Atelier No. 15, article 14
 

Ellen Frank :
Dollars and Sense, April 2000)

                                                           Saint Greenspan?

                   So extravagantly has the media been lauding Alan Greenspan, one would
                   almost think he had been nominated for sainthood rather than a fourth term as
                   chair of the Federal Reserve. To hear the business press tell it, Saint
                   Greenspan has single-handedly engineered both the U.S. economic boom
                   and the soaring U.S. stock market.

                   Yet not only is Greenspan not responsible for recent U.S. prosperity, but
                   much of what is wrong in the world economy today can be traced to his
                   door. Under his leadership, the Fed (which controls the key interest rate that
                   banks pay to obtain funds) has placed the vested interests of banks and
                   bondholders above the interests of workers or even the stability of the
                   economy. Since Greenspan became chair in 1987, the Fed has repeatedly
                   indicated that its first and foremost goal is to raise interest rates as high as
                   possible, whenever possible, so long as bank profits aren't endangered.
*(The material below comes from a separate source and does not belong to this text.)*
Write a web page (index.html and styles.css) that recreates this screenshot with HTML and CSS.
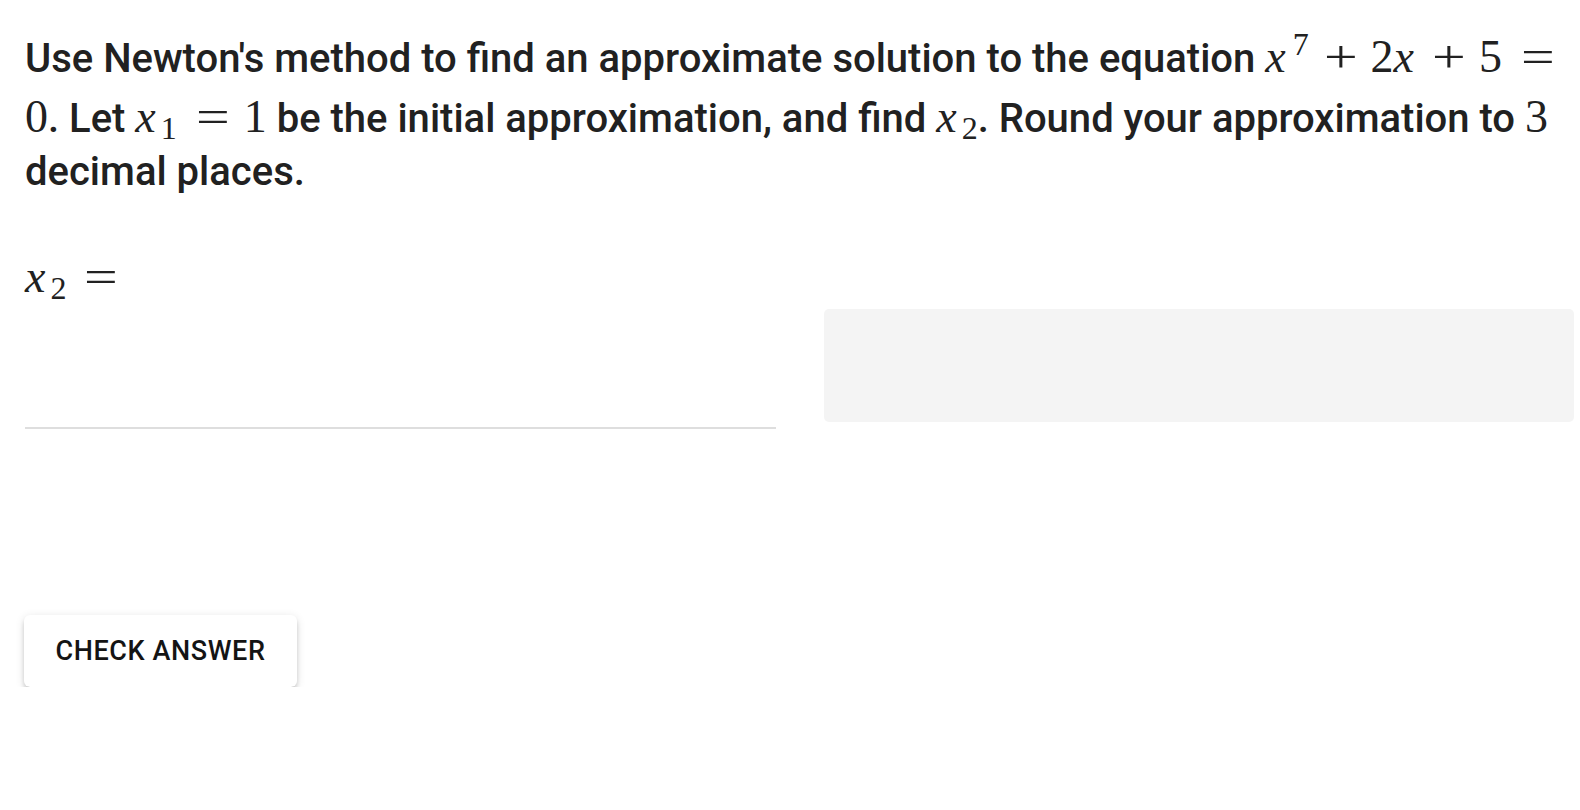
FILE: index.html
```html
<!DOCTYPE html>
<html>
<head>
<meta charset="utf-8">
<link rel="stylesheet" href="styles.css">
</head>
<body>
<div class="page">
  <p class="question">Use Newton's method to find an approximate solution to the equation <span class="math"><i>x</i><sup>7</sup><span class="op op-first">+</span>2<i>x</i><span class="op">+</span>5<span class="rel rel-end">=</span></span> <span class="math"><span class="strut"></span>0</span>. Let <span class="math"><i>x</i><sub>1</sub><span class="rel">=</span>1</span> be the initial approximation, and find <span class="math"><i>x</i><sub>2</sub></span>. Round your approximation to <span class="math">3</span> decimal places.</p>
  <div class="answer">
    <div class="field">
      <div class="label math"><i>x</i><sub>2</sub><span class="rel">=</span></div>
      <div class="input"></div>
    </div>
    <div class="preview"></div>
  </div>
  <button class="check">CHECK ANSWER</button>
</div>
</body>
</html>
```
FILE: styles.css
```css
html, body {
  margin: 0;
  padding: 0;
  background: #ffffff;
}
.page {
  padding: 32px 6px 0 25px;
  font-family: Roboto, "Liberation Sans", sans-serif;
  color: #212121;
}
.question {
  margin: 0;
  font-size: 40px;
  font-weight: 500;
  line-height: 53px;
  letter-spacing: 0;
}
.math {
  font-family: "Liberation Serif", "DejaVu Serif", serif;
  font-weight: 400;
  font-size: 46px;
  line-height: 44px;
  letter-spacing: 0;
  white-space: nowrap;
}
.strut {
  display: inline-block;
  width: 0;
  height: 47px;
  vertical-align: baseline;
}
.math i {
  font-style: italic;
  margin-right: 3px;
}
.math sup {
  font-size: 32px;
  line-height: 1;
  vertical-align: 0;
  position: relative;
  top: -17px;
  margin: 0 2px 0 4px;
}
.math sub {
  font-size: 32px;
  line-height: 1;
  vertical-align: 0;
  position: relative;
  top: 7px;
  margin-left: 2px;
}
.math .op,
.math .rel {
  display: inline-block;
  transform: scaleX(1.3);
}
.math .op {
  margin: 0 17px 0 19px;
}
.math .op-first {
  margin-left: 17px;
}
.math .rel {
  margin: 0 18px 0 23px;
}
.math .rel-end {
  margin-right: 8px;
}
.answer {
  display: flex;
  gap: 48px;
  margin-top: 54px;
}
.field {
  width: 751px;
  display: flex;
  flex-direction: column;
}
.label {
  line-height: 50px;
  height: 50px;
  color: #212121;
}
.label .rel {
  margin-left: 22px;
}
.input {
  height: 125px;
  border-bottom: 2px solid #dedede;
}
.preview {
  width: 750px;
  height: 113px;
  margin-top: 57px;
  background: #f4f4f4;
  border-radius: 5px;
}
.check {
  display: block;
  margin-top: 186px;
  margin-left: -1px;
  width: 273px;
  height: 72px;
  padding: 0;
  border: none;
  border-radius: 6px;
  background: #ffffff;
  color: #141414;
  font-family: Roboto, "Liberation Sans", sans-serif;
  font-weight: 500;
  font-size: 27px;
  letter-spacing: 0.6px;
  box-shadow: 0 6px 2px -4px rgba(0,0,0,0.2), 0 4px 4px 0 rgba(0,0,0,0.14), 0 2px 10px 0 rgba(0,0,0,0.12);
  cursor: pointer;
}
```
                   Unlike his predecessor Paul Volcker, Greenspan has not yet toppled the
                   economy in order to safeguard the wealth of the financial elite, but he has
                   certainly come close. Since his premature reappointment, media
                   retrospectives have cited Greenspan for wisely cutting interest rates during
                   the recession of 1991. They fail to note, though, that it was tight money and
                   high rates that had done the economy in. Former president Bush still blames
                   Greenspan for the recession that scuttled his reelection bid.

                   The recession in 1991 set off waves of bank failures, which forced the Fed to
                   cut interest rates in 1992 and 1993. No sooner had the large banks
                   recovered, though, than the Fed raised interest rates once more, doubling
                   short-term rates over the course of 1994. Soon real (inflation-adjusted)
                   interest rates reached historic highs. Higher mortgage and debt service
                   payments sent national income flowing to the finance sector by mid-decade,
                   New York had the most unequal income distribution of all the 50 states and
                   set the stage for nearly four years of declining wages and stagnant family
                   incomes.

                   How quickly we seem to have forgotten that it was Greenspan who, during
                   much of the 1990s, insisted that an unemployment rate of 6% was "natural,"
                   Greenspan who threatened to hike interest rates each time an unemployed
                   worker got a job. On Greenspan's watch, the Fed has not only willfully
                   ignored its legal mandate to promote full employment, it has even quietly
                   pushed legislation that would eliminate altogether its statutory obligation to
                   workers.

                   Greenspan's craven lobbying on behalf of financial markets, and his stubborn
                   refusal to accomodate wage growth, have emboldened conservatives at the
                   Fed. Fed policy discussions today revolve not around whether to raise rates,
                   but when and by how much. Further increases in interest rates are presented
                   as so inevitable, that the Fed no longer even bothers trying to justify them.
                   When he raised interest rates in 1994, Greenspan was fond of blaming the
                   high rates on Clinton and the federal budget deficit. But when Clinton
                   declared this past year that the largest surplus in history would surely cause
                   interest rates to fall, Greenspan's Fed announced the first of four interest rate
                   increases.

                   Greenspan's inattention to anything beyond the parochial needs of financiers
                   has caused harm throughout the world. Greenspan was a forceful advocate of
                   financial deregulation and "liberalization" of international monetary policies
                   that so damaged the indebted countries of the third world. The discredited
                   policies endorsed by Greenspan and pushed by the IMF fueled the
                   destructive financial speculation that shook world markets just two years ago.
                   While Greenspan is praised for cutting rates in 1998 to avert a financial
                   meltdown in the US, he lost no time in pushing them back up again this past
                   year. These high interest rates have greatly exacerbated the problems of
                   indebted countries, whose interest costs vary directly with short-term U.S.
                   interest rates. Thanks in no small part to Greenspan, most of the emerging
                   markets are still reeling under crushing debt burdens and punishing interest
                   rates.

                   Since Greenspan's reappointment, the Fed announced a further interest rate
                   increase and is widely expected to raise rates aggressively in 2000, a boon to
                   Wall Street, but a bust to virtually everyone else. We'd better start praying
                   that Saint Greenspan doesn't derail the economy.